Each HSM keeps track of any appid registered against a remote connection, and rejects any attempt to create a new session with different appID from the same client. That is, only one access ID is permitted per STC channel. If a client opens a session directly to an individual HA member partition, then an ID is assigned. If the client next attempts operation via the HA virtual slot, then as part of that process, random appids are assigned to each member partition for the open channel, but one of those member partitions already has the earlier ID, so the HSM responds with CKR_ACCESS_ID_ALREADY_EXISTS and the operation fails.

Log out of any individual member slot, before invoking the HA slot, to avoid this problem.

TIP   Security Note -Cloning policies (0 and 4) permit or deny the ability to securely copy keys and objects into and out of a partition.
The Key Management Functions policy (28) controls the ability to create, delete, generate, derive, or modify cryptographic objects in the current partition.

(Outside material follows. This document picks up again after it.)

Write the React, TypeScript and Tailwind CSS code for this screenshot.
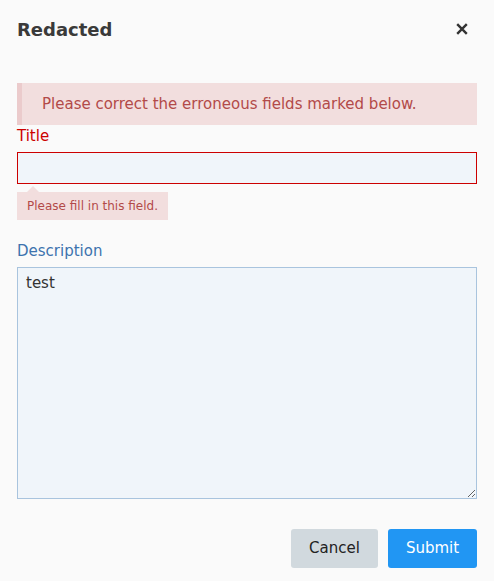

These controls are independent of each other. With Key Management functions denied, you can still clone objects in and out of partitions where Cloning policy is allowed. Thus HA (high availability) operation can clone keys into a partition that disallows Key Management functions (creation, deletion, etc.). Cloning a key or object into a partition is not considered creation - the key or object already existed within the security / cloning domain that encompasses the partition.

Ultimately the security administrators define where keys can exist by controlling distribution of the security / cloning domain, and by defining policies around those keys.

Additionally, key owners can choose to make their keys non-modifiable and non-extractable, if those options are indicated by your use-case.